Camilo Villegas plays with a heavy heart and 3 other stories you might’ve missed
While a star-packed field battled at Colonial as the PGA Tour returned, there were other intriguing storylines playing out elsewhere in the golf world. Here are four stories you might’ve missed.
Shad Tuten delivers a career-best finish at Sawgrass
Shad Tuten birdied four out of his final five holes at Dye’s Valley course at TPC Sawgrass as he recorded his career-best T2 finish at the Korn Ferry Challenge. If you don’t know who Tuten is, you’re forgiven, but the Korn Ferry Tour rookie has an interesting career arc thus far culminating in last week’s finish.

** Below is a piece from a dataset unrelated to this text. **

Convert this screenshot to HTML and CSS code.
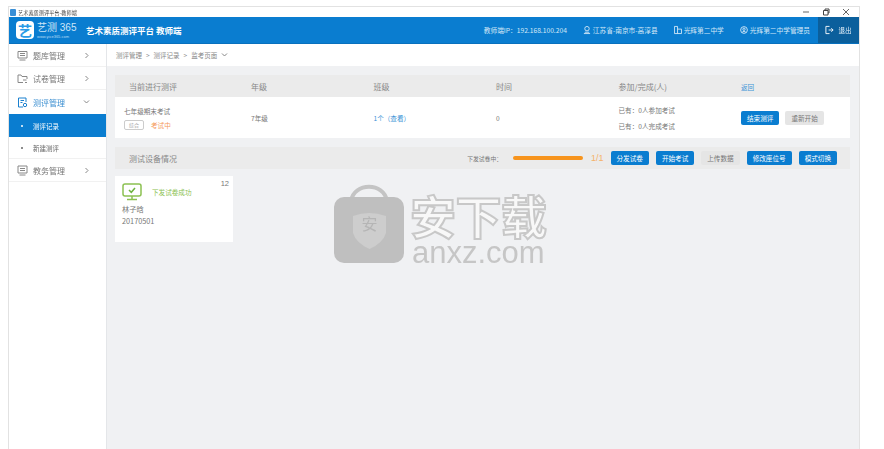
FILE: index.html
```html
<!DOCTYPE html>
<html>
    <head>
        <meta charset="utf-8">
        <title>艺术素质测评平台-教师端</title>
        <link rel="stylesheet" href="styles.css">
    </head>
    <body>
        <div class="window">
            <div class="titlebar">
                <span class="app-icon"></span>
                <span class="title-text">艺术素质测评平台-教师端</span>
                <div class="win-controls">
                    <svg width="8" height="8" viewBox="0 0 8 8"><path d="M1 4h6" stroke="#666" fill="none"/></svg>
                    <svg width="8" height="8" viewBox="0 0 8 8"><path d="M1.500 2.500h4.500v4.500h-4.500zM3 2.500v-1.500h4v4h-1" stroke="#444" fill="none"/></svg>
                    <svg width="8" height="8" viewBox="0 0 8 8"><path d="M1 1l6 6M7 1l-6 6" stroke="#666" fill="none"/></svg>
                </div>
            </div>
            <div class="topbar">
                <div class="logo">
                    <span class="logo-mark">艺</span>
                    <div class="logo-name">
                        <span class="logo-big">艺测 365</span>
                        <span class="logo-url">www.yice365.com</span>
                    </div>
                </div>
                <div class="platform">艺术素质测评平台 教师端</div>
                <div class="top-info">
                    <span class="ip">教师端IP：192.168.100.204</span>
                    <span class="info-item">
                        <svg width="8" height="10" viewBox="0 0 9 10"><circle cx="4.500" cy="3.500" r="2.500" stroke="#d5e8f7" fill="none"/><path d="M1 9h7M2 7.500h5" stroke="#d5e8f7" fill="none"/></svg>
                        江苏省-南京市-高淳县
                    </span>
                    <span class="info-item">
                        <svg width="8" height="10" viewBox="0 0 9 10"><path d="M.5 9V1h3.500v8M4 4h4.500v5H.5" stroke="#d5e8f7" fill="none"/></svg>
                        光辉第二中学
                    </span>
                    <span class="info-item">
                        <svg width="8" height="10" viewBox="0 0 9 10"><circle cx="4.500" cy="5" r="3.800" stroke="#d5e8f7" fill="none"/><circle cx="4.500" cy="4.200" r="1.300" stroke="#d5e8f7" fill="none"/><path d="M2.500 7.500c1-1.200 3-1.200 4 0" stroke="#d5e8f7" fill="none"/></svg>
                        光辉第二中学管理员
                    </span>
                </div>
                <div class="logout">
                    <svg width="9" height="10" viewBox="0 0 10 10"><path d="M5 1H1v8h4M4 5h5M7 3l2 2-2 2" stroke="#fff" fill="none"/></svg>
                    退出
                </div>
            </div>
            <div class="main">
                <div class="sidebar">
                    <div class="menu-item">
                        <svg class="menu-icon" width="11" height="11" viewBox="0 0 11 11"><path d="M1 1.500h9v6.500H1zM3 3.500h5M3 5.500h5M2.500 10h6" stroke="#888" fill="none"/></svg>
                        <span class="menu-name">题库管理</span>
                        <svg class="arrow" width="6" height="7" viewBox="0 0 6 7"><path d="M1.500 1l2.500 2.500L1.500 6" stroke="#888" fill="none"/></svg>
                    </div>
                    <div class="menu-item">
                        <svg class="menu-icon" width="11" height="11" viewBox="0 0 11 11"><path d="M6 9.500H1V2h3l1 1.500h5V6M6 7h3.500M8 9.500h2" stroke="#888" fill="none"/></svg>
                        <span class="menu-name">试卷管理</span>
                        <svg class="arrow" width="6" height="7" viewBox="0 0 6 7"><path d="M1.500 1l2.500 2.500L1.500 6" stroke="#888" fill="none"/></svg>
                    </div>
                    <div class="menu-item active-group">
                        <svg class="menu-icon" width="11" height="11" viewBox="0 0 11 11"><path d="M9 5V1H1.500v9H6M3.500 3.500h3.500M3.500 5.500h2" stroke="#1a80cf" fill="none"/><circle cx="8" cy="8" r="1.700" stroke="#1a80cf" fill="none"/></svg>
                        <span class="menu-name">测评管理</span>
                        <svg class="arrow" width="7" height="6" viewBox="0 0 7 6"><path d="M1 1.500l2.500 2.500L6 1.500" stroke="#888" fill="none"/></svg>
                    </div>
                    <div class="sub-item sub-active"><i class="dot"></i>测评记录</div>
                    <div class="sub-item"><i class="dot"></i>新建测评</div>
                    <div class="menu-item">
                        <svg class="menu-icon" width="11" height="11" viewBox="0 0 11 11"><path d="M1 1h9v7H1zM3 3.500h5M3 5.500h5M2.500 10h6" stroke="#888" fill="none"/></svg>
                        <span class="menu-name">教务管理</span>
                        <svg class="arrow" width="6" height="7" viewBox="0 0 6 7"><path d="M1.500 1l2.500 2.500L1.500 6" stroke="#888" fill="none"/></svg>
                    </div>
                </div>
                <div class="content">
                    <div class="crumbs">
                        <span>测评管理</span><span class="sep">&gt;</span><span>测评记录</span><span class="sep">&gt;</span><span>监考页面</span>
                        <svg width="7" height="6" viewBox="0 0 7 6"><path d="M1 1.500l2.500 2.500L6 1.500" stroke="#888" fill="none"/></svg>
                    </div>
                    <div class="panels">
                        <div class="table">
                            <div class="table-row table-head">
                                <div class="col-name head-first">当前进行测评</div>
                                <div class="col-grade">年级</div>
                                <div class="col-class">班级</div>
                                <div class="col-time">时间</div>
                                <div class="col-count">参加/完成(人)</div>
                                <div class="col-ops"><a class="back">返回</a></div>
                            </div>
                            <div class="table-row table-body">
                                <div class="col-name">
                                    <div class="exam-name">七年级期末考试</div>
                                    <div class="exam-state"><span class="tag">综合</span><span class="state">考试中</span></div>
                                </div>
                                <div class="col-grade">7年级</div>
                                <div class="col-class"><a class="link">1个（查看）</a></div>
                                <div class="col-time">0</div>
                                <div class="col-count count-lines">
                                    <div>已有：0人参加考试</div>
                                    <div>已有：0人完成考试</div>
                                </div>
                                <div class="col-ops ops-btns">
                                    <button class="btn">结束测评</button>
                                    <button class="btn btn-gray">重新开始</button>
                                </div>
                            </div>
                        </div>
                        <div class="device-head">
                            <div class="device-title">测试设备情况</div>
                            <div class="progress-label">下发试卷中：</div>
                            <div class="progress"></div>
                            <div class="progress-num">1/1</div>
                            <button class="btn">分发试卷</button>
                            <button class="btn">开始考试</button>
                            <button class="btn btn-gray">上传数据</button>
                            <button class="btn">修改座位号</button>
                            <button class="btn">模式切换</button>
                        </div>
                        <div class="device-card">
                            <div class="seat">12</div>
                            <div class="device-status">
                                <svg width="20" height="18" viewBox="0 0 20 18"><rect x="1" y="1" width="18" height="12" rx="2" stroke="#8cc152" stroke-width="1.500" fill="#fff"/><path d="M7 7l2.300 2.300L13 5" stroke="#6db33f" stroke-width="1.500" fill="none"/><path d="M10 13v3M5 16.500h10" stroke="#8cc152" stroke-width="1.500" fill="none"/></svg>
                                <span class="status-text">下发试卷成功</span>
                            </div>
                            <div class="student">林子晗</div>
                            <div class="student">20170501</div>
                        </div>
                    </div>
                </div>
            </div>
        </div>
        <div class="watermark">
            <svg width="72" height="82" viewBox="0 0 72 82">
                <path d="M17 18C20 -1 50 -1 53 18" stroke="#c4c4c4" stroke-width="4" fill="none"/>
                <rect x="0" y="14" width="70" height="66" rx="10" fill="#bfbfbf"/>
                <path d="M19 33q16-6 33 0v17q-3 10-16.500 16q-13.500-6-16.500-16z" fill="#cdcdcd"/>
                <text x="35.500" y="47" font-size="16" text-anchor="middle" fill="#b5b5b5" font-family="Noto Sans CJK SC">安</text>
            </svg>
            <div class="wm-text">
                <div class="wm-cn">安下载</div>
                <div class="wm-en">anxz.com</div>
            </div>
        </div>
    </body>
</html>
```

FILE: styles.css
```css
html, body {
    margin: 0;
    height: 100%;
    overflow: hidden;
    background: #fff;
}
body {
    font-family: "Noto Sans CJK SC", "Liberation Sans", sans-serif;
    font-size: 6.600px;
    color: #777;
    padding: 6px 24px 0 8px;
    box-sizing: border-box;
}
.window {
    height: 100%;
    display: flex;
    flex-direction: column;
    border: 1px solid #e2e2e2;
    border-bottom: none;
    box-sizing: border-box;
    filter: blur(.3px);
}
.titlebar {
    height: 10px;
    display: flex;
    align-items: center;
    gap: 2px;
    padding-left: 1px;
    color: #444;
    font-size: 5.200px;
}
.app-icon {
    width: 6px;
    height: 7px;
    background: #3a8fd6;
    border-radius: 1px;
}
.win-controls {
    margin-left: auto;
    display: flex;
    gap: 12px;
    padding-right: 9px;
}
.topbar {
    height: 27px;
    background: #0a7dd0;
    display: flex;
    align-items: center;
    color: #fff;
    border-bottom: 1px solid #0870bd;
    box-sizing: border-box;
}
.logo {
    display: flex;
    align-items: center;
    gap: 3px;
    padding-left: 7px;
    width: 61px;
}
.logo-mark {
    width: 18px;
    height: 18px;
    background: #fff;
    color: #2b9be6;
    border-radius: 4px;
    font-size: 14px;
    font-weight: 700;
    line-height: 18px;
    text-align: center;
}
.logo-name {
    display: flex;
    flex-direction: column;
}
.logo-big {
    font-family: "Liberation Sans", "Noto Sans CJK SC", sans-serif;
    font-size: 10px;
    line-height: 12px;
    color: #cfe6f8;
    white-space: nowrap;
}
.logo-url {
    font-family: "Liberation Sans", sans-serif;
    font-size: 4px;
    line-height: 5px;
    color: #b9dbf4;
}
.platform {
    margin-left: 9px;
    font-size: 8.500px;
    font-weight: 700;
}
.top-info {
    margin-left: auto;
    display: flex;
    align-items: center;
    color: #d5e8f7;
    gap: 16.500px;
    padding-right: 8px;
    font-size: 6.700px;
}
.info-item {
    display: flex;
    align-items: center;
    gap: 1.500px;
}
.logout {
    width: 41px;
    height: 100%;
    background: #0b5f9c;
    display: flex;
    align-items: center;
    justify-content: center;
    gap: 4px;
    color: #e6f1fa;
}
.main {
    flex: 1;
    display: flex;
    min-height: 0;
}
.sidebar {
    width: 97px;
    background: #fff;
    border-right: 1px solid #e4e6e9;
    flex-shrink: 0;
}
.menu-item {
    height: 23px;
    display: flex;
    align-items: center;
    padding: 0 16px 0 8px;
    font-size: 8px;
    color: #777;
    border-bottom: 1px solid #f1f1f1;
    box-sizing: border-box;
}
.menu-icon {
    margin-right: 5px;
}
.menu-name {
    flex: 1;
}
.active-group {
    height: 24px;
    color: #3b8fd1;
    border-bottom: none;
}
.sub-item {
    height: 23px;
    display: flex;
    align-items: center;
    padding-left: 12px;
    font-size: 6.500px;
    color: #666;
    border-bottom: 1px solid #f1f1f1;
    box-sizing: border-box;
}
.sub-item + .sub-item {
    height: 22px;
}
.sub-active {
    background: #0a7dd0;
    color: #fff;
    border-bottom: none;
}
.dot {
    width: 2px;
    height: 2px;
    background: currentColor;
    border-radius: 50%;
    margin-right: 10px;
}
.content {
    flex: 1;
    background: #f0f1f3;
    min-width: 0;
}
.crumbs {
    height: 22px;
    background: #fff;
    display: flex;
    align-items: center;
    gap: 4px;
    padding-left: 9px;
    font-size: 6.500px;
    color: #888;
}
.panels {
    padding: 9px 9px 0 8px;
}
.table-row {
    display: flex;
    align-items: center;
}
.table-head {
    height: 22px;
    background: #ebebeb;
    font-size: 8px;
    color: #888;
}
.table-body {
    height: 41px;
    background: #fff;
}
.col-name {
    width: 136px;
    padding-left: 9px;
    box-sizing: border-box;
}
.head-first {
    padding-left: 14px;
}
.col-grade,
.col-class,
.col-time,
.col-count {
    width: 122.500px;
}
.back, .link {
    color: #3c93d6;
}
.back {
    font-size: 6.600px;
}
.exam-state {
    display: flex;
    align-items: center;
    gap: 7px;
    margin-top: 4px;
}
.exam-name {
    line-height: 10px;
}
.tag {
    border: 1px solid #ccc;
    border-radius: 2px;
    font-size: 5px;
    padding: 0 4px;
    line-height: 8px;
    color: #999;
}
.state {
    color: #f59a5a;
}
.count-lines div {
    line-height: 16px;
}
.ops-btns {
    display: flex;
    gap: 6px;
}
.btn {
    height: 14px;
    padding: 0 6px;
    border: none;
    border-radius: 2px;
    background: #0a7dd0;
    color: #fff;
    font-family: inherit;
    font-size: 6.600px;
    line-height: 14px;
}
.btn-gray {
    background: #e5e5e5;
    color: #777;
}
.device-head {
    margin-top: 9px;
    height: 22px;
    background: #ebebeb;
    display: flex;
    align-items: center;
    gap: 7px;
    padding-right: 13px;
}
.device-title {
    font-size: 8px;
    padding-left: 14px;
    color: #888;
    margin-right: auto;
}
.progress-label {
    font-size: 5.800px;
}
.progress {
    width: 70px;
    height: 4px;
    margin-left: 4px;
    background: #f7941d;
    border-radius: 2px;
}
.progress-num {
    color: #f5b26b;
    font-size: 9px;
    font-family: "Liberation Sans", sans-serif;
    margin-left: 1px;
}
.device-card {
    position: relative;
    width: 118px;
    height: 66px;
    margin-top: 7px;
    padding: 7px 7px 0;
    background: #fff;
    box-sizing: border-box;
}
.seat {
    position: absolute;
    top: 3px;
    right: 4px;
    font-size: 7.500px;
    font-family: "Liberation Sans", sans-serif;
}
.device-status {
    display: flex;
    align-items: center;
    gap: 10px;
    margin-bottom: 2px;
}
.status-text {
    color: #8cc152;
}
.student {
    line-height: 12px;
    font-size: 7.300px;
}
.watermark {
    position: absolute;
    left: 334px;
    top: 183px;
    display: flex;
    align-items: flex-start;
    gap: 4px;
}
.wm-text {
    display: flex;
    flex-direction: column;
    margin-top: 11px;
}
.wm-cn {
    font-family: "Liberation Sans", "Noto Sans CJK SC", sans-serif;
    font-size: 46px;
    font-weight: 700;
    line-height: 48px;
    letter-spacing: -.5px;
    color: #f8f8f8;
    -webkit-text-stroke: 2px #c8c8c8;
    white-space: nowrap;
}
.wm-en {
    font-family: "Liberation Sans", sans-serif;
    font-size: 31px;
    line-height: 21px;
    margin-left: 2px;
    color: #c6c6c6;
}
```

As golfers navigate the intricacies of this coronavirus pandemic, it’s interesting to note that Tuten, arguably, is only a professional golfer because of a different pandemic. Tuten was a star high school basketball player a decade ago when he became infected with the H1N1 virus — swine flu — during his senior year. He lost 25 pounds battling the disease and missed out on a majority of his senior season. So he shifted his focus to golf. Collegiate golf at Darton College and Armstrong State followed before Tuten turned pro and worked his way up to the Korn Ferry Tour this year.
Then, another pandemic hit and paused the 27-year-old’s rookie season. In his long-awaited return to play, Tuten capitalized.

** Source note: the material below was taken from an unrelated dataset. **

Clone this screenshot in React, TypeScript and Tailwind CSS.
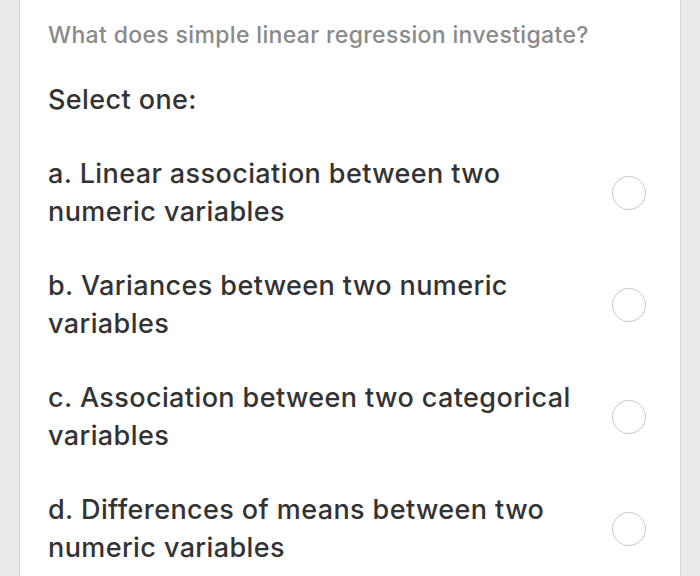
const options = [
  "a. Linear association between two numeric variables",
  "b. Variances between two numeric variables",
  "c. Association between two categorical variables",
  "d. Differences of means between two numeric variables",
];

export default function App() {
  return (
    <div
      className="h-[576px] w-[700px] overflow-hidden bg-[#ebebeb]"
      style={{ fontFamily: "Inter, 'Noto Sans', sans-serif" }}
    >
      <div className="ml-[19px] h-full w-[662px] border-x border-[#d6d6d6] bg-white pl-[28px] pr-[34px]">
        <div className="pt-[20px] text-[23px] leading-[30px] font-medium tracking-[0.35px] text-[#8a8a8a]">
          What does simple linear regression investigate?
        </div>
        <div className="mt-[33px] text-[27px] leading-[34px] font-medium tracking-[0.4px] text-[#333333]">
          Select one:
        </div>
        <div className="mt-[38px] flex flex-col gap-[36px]">
          {options.map((opt) => (
            <div key={opt} className="flex items-center justify-between">
              <div className="w-[535px] text-[27px] leading-[38px] font-medium tracking-[0.4px] text-[#333333]">
                {opt}
              </div>
              <div className="h-[34px] w-[34px] rounded-full border-[1.5px] border-[#c8c8c8]" />
            </div>
          ))}
        </div>
      </div>
    </div>
  );
}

Joseph Bramlett speaks on social injustice, finishes runner up
Golf can be a homogenous sport — especially on the PGA Tour — but there is still some minority representation in the game’s upper ranks. Harold Varner III got most of the spotlight this week in that regard as he contended at Colonial as the country experiences civil unrest in the wake of George Floyd’s death. But Joseph Bramlett is another Black PGA Tour member who used his platform this week to speak on the country’s current events.
“Honestly, it was a ticking time bomb,” Bramlett said after his first round at the Korn Ferry Challenge. “And I think that brought what people would chalk up to being black urban legends, it brought it right into their living rooms, and people were forced to see it, to face it and to think about it … And it pissed a lot of us off.”

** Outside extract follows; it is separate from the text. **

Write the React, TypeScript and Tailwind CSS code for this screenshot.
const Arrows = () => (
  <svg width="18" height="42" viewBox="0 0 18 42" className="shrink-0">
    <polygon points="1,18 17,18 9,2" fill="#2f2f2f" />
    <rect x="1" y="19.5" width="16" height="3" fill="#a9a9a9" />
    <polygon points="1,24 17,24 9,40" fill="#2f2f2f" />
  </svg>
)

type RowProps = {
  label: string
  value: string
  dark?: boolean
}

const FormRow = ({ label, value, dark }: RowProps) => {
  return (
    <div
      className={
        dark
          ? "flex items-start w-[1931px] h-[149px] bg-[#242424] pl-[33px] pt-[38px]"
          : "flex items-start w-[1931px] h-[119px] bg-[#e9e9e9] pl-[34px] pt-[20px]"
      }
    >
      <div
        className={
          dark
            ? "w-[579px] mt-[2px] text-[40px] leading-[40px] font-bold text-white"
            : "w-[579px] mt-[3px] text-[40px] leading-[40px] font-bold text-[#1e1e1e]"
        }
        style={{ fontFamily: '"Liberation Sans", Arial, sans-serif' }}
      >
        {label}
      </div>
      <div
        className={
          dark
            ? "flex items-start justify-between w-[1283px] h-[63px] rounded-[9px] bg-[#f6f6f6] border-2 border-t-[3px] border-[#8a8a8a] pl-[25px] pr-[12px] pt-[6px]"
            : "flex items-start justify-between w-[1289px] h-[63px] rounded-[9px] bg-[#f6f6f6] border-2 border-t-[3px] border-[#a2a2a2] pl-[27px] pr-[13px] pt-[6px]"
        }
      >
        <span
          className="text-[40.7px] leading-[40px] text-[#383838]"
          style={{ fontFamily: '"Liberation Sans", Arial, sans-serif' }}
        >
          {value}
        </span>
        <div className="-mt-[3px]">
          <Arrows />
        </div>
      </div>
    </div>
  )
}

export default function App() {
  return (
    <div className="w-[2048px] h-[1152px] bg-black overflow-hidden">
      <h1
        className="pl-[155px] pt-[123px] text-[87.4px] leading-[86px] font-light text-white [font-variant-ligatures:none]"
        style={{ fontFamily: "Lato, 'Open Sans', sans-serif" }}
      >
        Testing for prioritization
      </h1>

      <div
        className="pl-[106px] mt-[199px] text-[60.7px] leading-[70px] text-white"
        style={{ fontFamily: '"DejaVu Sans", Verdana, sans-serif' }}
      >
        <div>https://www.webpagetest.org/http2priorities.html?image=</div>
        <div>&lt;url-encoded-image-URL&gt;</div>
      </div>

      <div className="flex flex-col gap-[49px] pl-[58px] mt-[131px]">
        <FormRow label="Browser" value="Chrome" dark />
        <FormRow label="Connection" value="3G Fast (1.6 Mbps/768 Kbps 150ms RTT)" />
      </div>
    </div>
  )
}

Bramlett, who is biracial, went on to explain that he’s been reflecting on his heritage in the past few weeks.
“I’m in a unique place where I’m mixed — I’m white and I’m black,” he said. “It’s something that I’ve been raised with. I’ve grown up to and was taught a lot about some of the challenges the black community faces in this country. For me, I thought unfortunately the murder wasn’t really that surprising. I really just kind of sat and thought about how grateful I was to be in the position I’m in, in this world.”
The thoughtful commentary on the current state of affairs were a huge plus on the week for Bramlett as he took his strength to the course and posted a T2 finish at Dye’s Valley course.
Camillo Villegas plays with a heavy heart
Even as the return to golf was marked by celebration and jubilee, there was some somber news from the Korn Ferry Tour. Camilo Villegas announced early in the week that his 20-month-old daughter Mia has been battling brain and spine tumors over the past several months. The battle has been difficult for the Villegas family, but he decided to play the Korn Ferry Challenge anyway in a effort to find peace during this difficult time.
“We’ve got no other option than to be strong and to support (Mia) and to send her good energy,” Villegas said. “This is not about feeling sorry for the Villegas family, this is about sending the Villegas family good energy, support and inspiration. That’s what Mia has been doing for me the last couple months.”
Villegas shaved his head in solidarity with his daughter during the week. The 38-year-old started strong on Dye’s Valley course with an opening-round 67, but he faded into the weekend and settled for a T33 finish.
Canadian Tour cancels season amid coronavirus pandemic
This news came several weeks ago, but it deserves a note in this column nonetheless. The Mackenzie Tour-PGA Tour Canada, one of the PGA Tour’s development tours, announced they have canceled their season as a result of travel restrictions from the coronavirus pandemic.
“With growing uncertainty surrounding the border and the 14-day quarantine regulations, among other factors, we’ve weighed all of our options and concluded that it is not feasible to play this summer,” Mackenzie Tour executive director Scott Pritchard said in a release.
However, another PGA Tour development circuit, PGA Tour Latinoamérica, informed their players in an email that the decision to cancel play north of the border will not affect its season, and they plan to release their schedule in June.